**Set task:** Restate, exactly and without pictures, the lines from the start of the listing below through the line holding "import React from".

═══

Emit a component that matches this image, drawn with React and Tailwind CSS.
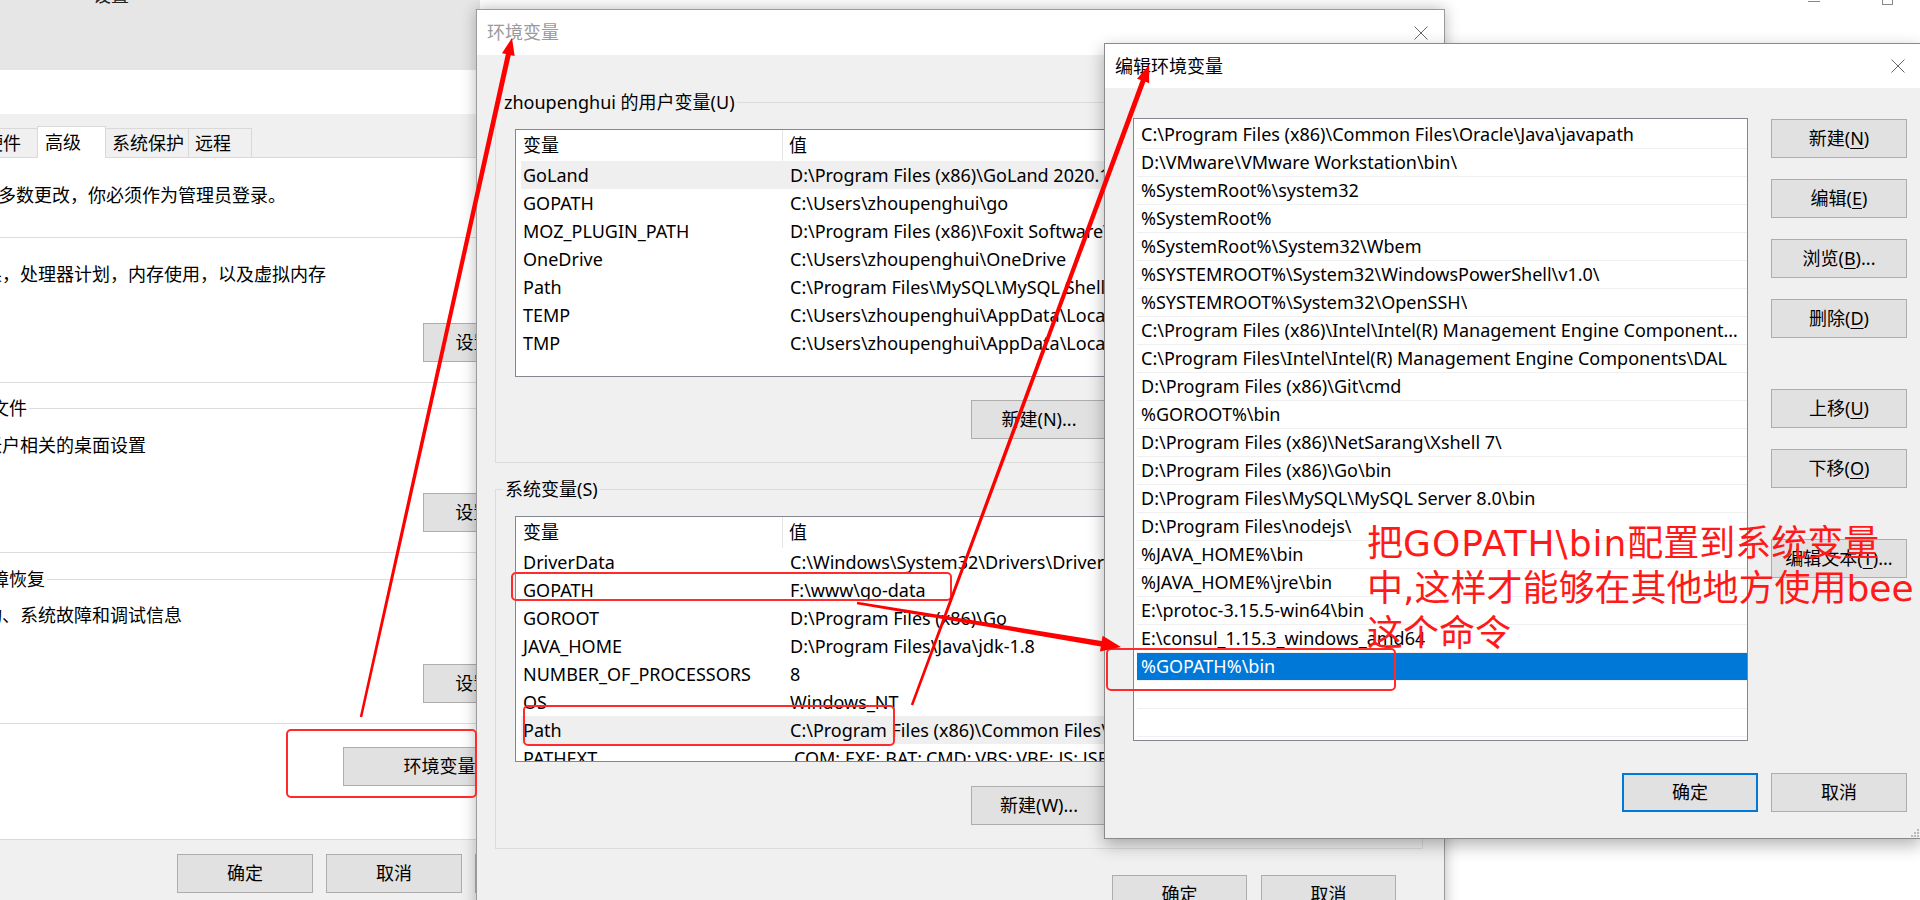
import React from "react";

const userVars = [
  ["GoLand", "D:\\Program Files (x86)\\GoLand 2020.1\\bin;", true],
  ["GOPATH", "C:\\Users\\zhoupenghui\\go"],
  ["MOZ_PLUGIN_PATH", "D:\\Program Files (x86)\\Foxit Software\\Foxit Reader\\plugins\\"],
  ["OneDrive", "C:\\Users\\zhoupenghui\\OneDrive"],
  ["Path", "C:\\Program Files\\MySQL\\MySQL Shell 8.0\\bin\\;C:\\Users\\zhoupenghui\\AppData\\Local\\Microsoft\\WindowsApps;"],
  ["TEMP", "C:\\Users\\zhoupenghui\\AppData\\Local\\Temp"],
  ["TMP", "C:\\Users\\zhoupenghui\\AppData\\Local\\Temp"],
];

const sysVars = [
  ["DriverData", "C:\\Windows\\System32\\Drivers\\DriverData"],
  ["GOPATH", "F:\\www\\go-data"],
  ["GOROOT", "D:\\Program Files (x86)\\Go"],
  ["JAVA_HOME", "D:\\Program Files\\Java\\jdk-1.8"],
  ["NUMBER_OF_PROCESSORS", "8"],
  ["OS", "Windows_NT"],
  ["Path", "C:\\Program Files (x86)\\Common Files\\Oracle\\Java\\javapath;D:\\VMware\\VMware Workstation\\bin\\;", true],
  ["PATHEXT", ".COM;.EXE;.BAT;.CMD;.VBS;.VBE;.JS;.JSE;.WSF;.WSH;.MSC"],
];

const paths = [
  "C:\\Program Files (x86)\\Common Files\\Oracle\\Java\\javapath",
  "D:\\VMware\\VMware Workstation\\bin\\",
  "%SystemRoot%\\system32",
  "%SystemRoot%",
  "%SystemRoot%\\System32\\Wbem",
  "%SYSTEMROOT%\\System32\\WindowsPowerShell\\v1.0\\",
  "%SYSTEMROOT%\\System32\\OpenSSH\\",
  "C:\\Program Files (x86)\\Intel\\Intel(R) Management Engine Components\\DAL",
  "C:\\Program Files\\Intel\\Intel(R) Management Engine Components\\DAL",
  "D:\\Program Files (x86)\\Git\\cmd",
  "%GOROOT%\\bin",
  "D:\\Program Files (x86)\\NetSarang\\Xshell 7\\",
  "D:\\Program Files (x86)\\Go\\bin",
  "D:\\Program Files\\MySQL\\MySQL Server 8.0\\bin",
  "D:\\Program Files\\nodejs\\",
  "%JAVA_HOME%\\bin",
  "%JAVA_HOME%\\jre\\bin",
  "E:\\protoc-3.15.5-win64\\bin",
  "E:\\consul_1.15.3_windows_amd64",
];

function XIcon() {
  return (
    <svg width="14" height="14" viewBox="0 0 14 14">
      <path d="M0.5 0.5 L13.5 13.5 M13.5 0.5 L0.5 13.5" stroke="#666" strokeWidth="1" fill="none" />
    </svg>
  );
}

function Btn({ children, w = "w-[136px]", cls = "", primary = false }) {
  return (
    <div
      className={`flex h-[39px] shrink-0 items-center justify-center whitespace-nowrap bg-[#e1e1e1] ${w} ${
        primary ? "border-2 border-[#0078d7]" : "border border-[#adadad]"
      } ${cls}`}
    >
      {children}
    </div>
  );
}

function U({ c }) {
  return <span className="underline decoration-1 underline-offset-[3px]">{c}</span>;
}

function Group({ legend, text, mt, tmt, bmt, btn }) {
  return (
    <fieldset className={`ml-[7px] mr-[20px] border border-[#dcdcdc] pb-[20px] ${mt}`}>
      <legend className="ml-[9px] px-[2px] leading-[24px]">{legend}</legend>
      <div className={`whitespace-nowrap pl-[22px] leading-[28px] ${tmt}`}>{text}</div>
      <div className={`ml-[515px] ${bmt}`}>
        <Btn>{btn}</Btn>
      </div>
    </fieldset>
  );
}

function SettingsBg() {
  return (
    <>
      <div className="absolute left-0 top-0 flex h-[70px] w-[480px] items-start bg-[#e6e6e6]">
        <span className="-mt-[18px] ml-[30px] text-[#333]">←</span>
        <span className="-mt-[18px] ml-[45px] text-[#222]">设置</span>
      </div>
      <div className="absolute left-[1808px] top-0 flex items-start gap-[62px]">
        <div className="mt-[1px] h-px w-[12px] bg-[#888]" />
        <div className="-mt-[6px] h-[11px] w-[11px] border border-[#888]" />
      </div>
    </>
  );
}

function SysProps() {
  return (
    <div className="absolute left-[-100px] top-[70px] flex h-[840px] w-[700px] flex-col bg-[#f0f0f0]">
      <div className="h-[44px] shrink-0 bg-white" />
      <div className="flex h-[43px] shrink-0 items-end pl-[71px]">
        <div className="flex h-[29px] w-[66px] items-center border-l border-t border-[#d9d9d9] pl-[13px]">硬件</div>
        <div className="relative z-10 -mb-px flex h-[32px] w-[69px] items-center border-l border-r border-t border-[#d9d9d9] bg-white pl-[7px]">
          高级
        </div>
        <div className="flex h-[29px] w-[82px] items-center border-t border-[#d9d9d9] pl-[6px]">系统保护</div>
        <div className="flex h-[29px] w-[64px] items-center border-l border-r border-t border-[#d9d9d9] pl-[6px]">远程</div>
      </div>
      <div className="flex h-[683px] shrink-0 flex-col border-y border-[#d9d9d9] bg-white">
        <div className="mt-[23px] whitespace-nowrap pl-[26px] leading-[28px]">要进行大多数更改，你必须作为管理员登录。</div>
        <Group
          legend="性能"
          text="视觉效果，处理器计划，内存使用，以及虚拟内存"
          mt="mt-[16px]"
          tmt="mt-[11px]"
          bmt="mt-[35px]"
          btn="设置(S)..."
        />
        <Group
          legend="用户配置文件"
          text="与登录帐户相关的桌面设置"
          mt="mt-[13px]"
          tmt="mt-[11px]"
          bmt="mt-[34px]"
          btn="设置(E)..."
        />
        <Group
          legend="启动和故障恢复"
          text="系统启动、系统故障和调试信息"
          mt="mt-[14px]"
          tmt="mt-[10px]"
          bmt="mt-[35px]"
          btn="设置(T)..."
        />
        <div className="ml-[443px] mt-[23px]">
          <Btn w="w-[232px]">环境变量(N)...</Btn>
        </div>
      </div>
      <div className="mt-[14px] flex gap-[13px] pl-[277px]">
        <Btn>确定</Btn>
        <Btn>取消</Btn>
        <Btn>应用(A)</Btn>
      </div>
    </div>
  );
}

function VarList({ rows, h, mt }) {
  return (
    <div className={`ml-[19px] w-[888px] overflow-hidden border border-[#828790] bg-white ${h} ${mt}`}>
      <div className="flex h-[31px]">
        <div className="flex w-[267px] items-center border-r border-[#e5e5e5] pl-[7px]">变量</div>
        <div className="flex items-center pl-[6px]">值</div>
      </div>
      {rows.map(([n, v, hl]) => (
        <div
          key={n}
          className={`ml-[5px] flex h-[28px] items-center whitespace-nowrap ${hl ? "bg-[#efefef]" : ""}`}
        >
          <div className="w-[262px] shrink-0 pl-[2px]">{n}</div>
          <div className="pl-[7px]">{v}</div>
        </div>
      ))}
    </div>
  );
}

function EnvDialog() {
  return (
    <div className="absolute left-[476px] top-[9px] flex h-[920px] w-[969px] flex-col border border-[#9b9b9b] bg-[#f0f0f0] shadow-[0_0_14px_rgba(0,0,0,0.28)]">
      <div className="flex h-[45px] shrink-0 items-center justify-between bg-white pl-[10px] pr-[16px] text-[#9a9a9a]">
        <span>环境变量</span>
        <XIcon />
      </div>
      <div className="flex flex-col pl-[18px] pr-[21px]">
        <fieldset className="mt-[35px] border border-[#dcdcdc] pb-[23px]">
          <legend className="ml-[6px] px-[2px] leading-[24px]">zhoupenghui 的用户变量(U)</legend>
          <VarList rows={userVars} h="h-[248px]" mt="mt-[15px]" />
          <div className="mt-[23px] flex justify-end gap-[12px] pr-[19px]">
            <Btn>新建(N)...</Btn>
            <Btn>编辑(E)...</Btn>
            <Btn>删除(D)</Btn>
          </div>
        </fieldset>
        <fieldset className="mt-[14px] border border-[#dcdcdc] pb-[23px]">
          <legend className="ml-[7px] px-[2px] leading-[24px]">系统变量(S)</legend>
          <VarList rows={sysVars} h="h-[246px]" mt="mt-[15px]" />
          <div className="mt-[24px] flex justify-end gap-[12px] pr-[19px]">
            <Btn>新建(W)...</Btn>
            <Btn>编辑(I)...</Btn>
            <Btn>删除(L)</Btn>
          </div>
        </fieldset>
        <div className="mt-[26px] flex justify-end gap-[14px] pr-[27px]">
          <Btn w="w-[135px]">确定</Btn>
          <Btn w="w-[135px]">取消</Btn>
        </div>
      </div>
    </div>
  );
}

function EditDialog() {
  return (
    <div className="absolute left-[1104px] top-[43px] flex h-[796px] w-[817px] flex-col border border-[#8a8a8a] bg-[#f0f0f0] shadow-[0_6px_16px_rgba(0,0,0,0.3)]">
      <div className="flex h-[44px] shrink-0 items-center justify-between bg-white pl-[10px] pr-[15px]">
        <span>编辑环境变量</span>
        <XIcon />
      </div>
      <div className="flex">
        <div className="ml-[28px] mt-[30px] h-[623px] w-[615px] overflow-hidden border border-[#828790] bg-white pt-[2px]">
          {paths.map((p) => (
            <div key={p} className="ml-[3px] flex h-[28px] items-center whitespace-nowrap border-b border-[#f0f0f0] pl-[4px] pr-[6px]">
              <span className="truncate">{p}</span>
            </div>
          ))}
          <div className="ml-[3px] flex h-[28px] items-center border-b border-[#f0f0f0] bg-[#0078d7] pl-[4px] text-white">
            %GOPATH%\bin
          </div>
          <div className="ml-[3px] h-[28px] border-b border-[#f0f0f0]" />
          <div className="ml-[3px] h-[28px] border-b border-[#f0f0f0]" />
        </div>
        <div className="ml-[23px] mt-[31px] flex flex-col">
          <Btn>
            新建(<U c="N" />)
          </Btn>
          <Btn cls="mt-[21px]">
            编辑(<U c="E" />)
          </Btn>
          <Btn cls="mt-[21px]">
            浏览(<U c="B" />)...
          </Btn>
          <Btn cls="mt-[21px]">
            删除(<U c="D" />)
          </Btn>
          <Btn cls="mt-[51px]">
            上移(<U c="U" />)
          </Btn>
          <Btn cls="mt-[21px]">
            下移(<U c="O" />)
          </Btn>
          <Btn cls="mt-[51px]">
            编辑文本(<U c="T" />)...
          </Btn>
        </div>
      </div>
      <div className="mt-[32px] flex justify-end gap-[13px] pr-[13px]">
        <Btn primary>确定</Btn>
        <Btn>取消</Btn>
      </div>
      <svg className="absolute bottom-[1px] right-[1px]" width="8" height="8" viewBox="0 0 8 8">
        <rect x="6" y="0" width="2" height="2" fill="#bbb" />
        <rect x="3" y="3" width="2" height="2" fill="#bbb" />
        <rect x="6" y="3" width="2" height="2" fill="#bbb" />
        <rect x="0" y="6" width="2" height="2" fill="#bbb" />
        <rect x="3" y="6" width="2" height="2" fill="#bbb" />
        <rect x="6" y="6" width="2" height="2" fill="#bbb" />
      </svg>
    </div>
  );
}

function Arrow({ x1, y1, x2, y2, w0, w1, hl, hw }) {
  const dx = x2 - x1;
  const dy = y2 - y1;
  const L = Math.hypot(dx, dy);
  const ux = dx / L;
  const uy = dy / L;
  const nx = -uy;
  const ny = ux;
  const bx = x2 - ux * hl;
  const by = y2 - uy * hl;
  const pts = [
    [x1 + (nx * w0) / 2, y1 + (ny * w0) / 2],
    [bx + (nx * w1) / 2, by + (ny * w1) / 2],
    [bx + nx * hw, by + ny * hw],
    [x2, y2],
    [bx - nx * hw, by - ny * hw],
    [bx - (nx * w1) / 2, by - (ny * w1) / 2],
    [x1 - (nx * w0) / 2, y1 - (ny * w0) / 2],
  ];
  return <polygon points={pts.map((p) => p.join(",")).join(" ")} fill="#ff0000" />;
}

function Annotations() {
  return (
    <>
      <svg className="pointer-events-none absolute left-0 top-0" width="1920" height="900" viewBox="0 0 1920 900">
        <g fill="none" stroke="#ff2b2b" strokeWidth="2">
          <rect x="512" y="573" width="439" height="27" rx="4" />
          <rect x="524" y="706" width="370" height="39" rx="4" />
          <rect x="287" y="730" width="189" height="67" rx="4" />
          <rect x="1107" y="649" width="288" height="41" rx="4" />
        </g>
        <Arrow x1={361} y1={717} x2={512} y2={38} w0={2.5} w1={5} hl={17} hw={6.5} />
        <Arrow x1={912} y1={705} x2={1149} y2={65} w0={2.5} w1={5} hl={17} hw={6.5} />
        <Arrow x1={857} y1={603} x2={1121} y2={647} w0={2.5} w1={5.5} hl={20} hw={8} />
      </svg>
      <div className="pointer-events-none absolute left-[1367px] top-[521px] whitespace-nowrap font-['DejaVu_Sans','Noto_Sans_CJK_SC',sans-serif] text-[36px] leading-[45px] text-[#ff1a1a]">
        <div>
          把<span className="tracking-[1px]">{"GOPATH\\bin"}</span>配置到系统变量
        </div>
        <div>中,这样才能够在其他地方使用bee</div>
        <div>这个命令</div>
      </div>
    </>
  );
}

export default function App() {
  return (
    <div className="relative h-[900px] w-[1920px] overflow-hidden bg-white font-['Noto_Sans','Noto_Sans_CJK_SC',sans-serif] text-[18px] text-black">
      <SettingsBg />
      <SysProps />
      <EnvDialog />
      <EditDialog />
      <Annotations />
    </div>
  );
}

═══

**Correct response:**
Emit a component that matches this image, drawn with React and Tailwind CSS.
import React from "react";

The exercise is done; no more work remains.